Even more than sympathy, Is Christ truly able to save us? If he is not fully human, there is no great salvation for humans. As the famous maxim of Gregory of Nazianzus claims, that which Christ has not assumed, he has not healed. And not just healed eternally, but even in this life. What hope do we have of his reclaiming, sanctifying, and redeeming our own fallen, sinful human wills if the eternal Son has not descended to the full extent of our humanity, yet without sin? As Edward Oakes writes, “Since will is the very seat of sin, its fons et origo, we are still left in our plight if Christ did not have a human will” (Infinity Dwindled to Infancy, 162). Would Christ come in human flesh and blood, emotions and mind, and leave the human will, “the very seat of sin,” untaken, untouched, and unredeemed?
Also, a “trinitarian logic” informs and reinforces the two wills of Christ. According to Donald Fairbairn and Ryan Reeves, “Maximus argued that since in the Trinity there are three persons and one nature, and also one will, the will must be a function of the nature, not the person” (150). That is an important distinction: that the will, whether divine or human, is a function of the theological category “nature,” not “person.” Two wills in Christ (one human, one divine) correspond with one will in God. One will in Christ (divine only) would mean that the two wills in tension in Gethsemane would be between divine “persons” (Father and Son) rather than between “natures” (divine and human), challenging oneness in the Godhead, and thus revising not only orthodox Christology but also trinitarianism.
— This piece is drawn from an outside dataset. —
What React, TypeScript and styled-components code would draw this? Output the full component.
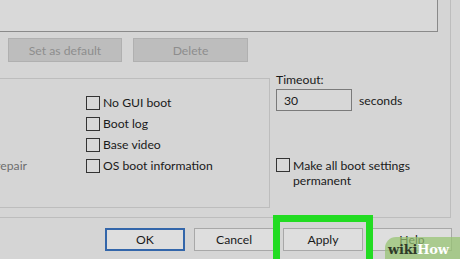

Yet, “even more significant,” notes Fairbairn and Reeves, is the “soteriological conviction that the unassumed is unhealed” (150). Human salvation in Christ is at stake in the human will of Christ, not only in his receiving in himself the penalty of our fallen wills (as we’ve seen), but also in his own obedience, as the God-man, to his Father. As man, Jesus “learned obedience through what he suffered” (Hebrews 5:8), and as man, “he humbled himself by becoming obedient to the point of death” (Philippians 2:8). “The many will be made righteous,” says Romans 5:19, “by the one man’s obedience” — a human obedience, by virtue of the incarnation, he could not have rendered apart from a human will.
Cult of Will
Not only does dyothelitism correlate best with God’s triune nature, our human nature, and the nature of the atonement, but in locating the will as a function of the “nature,” rather than the “person,” dyothelitism guards us against the modern “cult of will.” Oakes warns, “When personhood is identified without further ado with the will, then the cult of will in Friedrich Nietzsche and his postmodern successors inevitably follows” (164). Oakes points to Bathrellos’s “extremely thought-provoking observation that so many of the ethical outrages of today can be traced to the . . . error of identifying nature with person.” Says Bathrellos,
The tendency to identify personhood with nature or natural qualities and especially with the mind . . . seems to occur quite often in the history of human thought. It is remarkable that in our own day some philosophers of ethics give a definition of “person” based on mental and volitional capacities, and in doing so make it possible to justify, for example, abortion and even infanticide. (14)
However far-reaching the implications of Christ’s two wills, and full humanity, we as Christians are worshipers first and foremost. We declare, as the cardinal confession of our faith, “Jesus is Lord” — and when we do so, we submit to a Sovereign not only infinitely high above us as God but one who has drawn near as our own brother and friend, and went so low to serve and sacrifice himself for us. In addition to his divine will as God, Jesus has a human will, like us, with which he sympathizes, strengthens, and saves.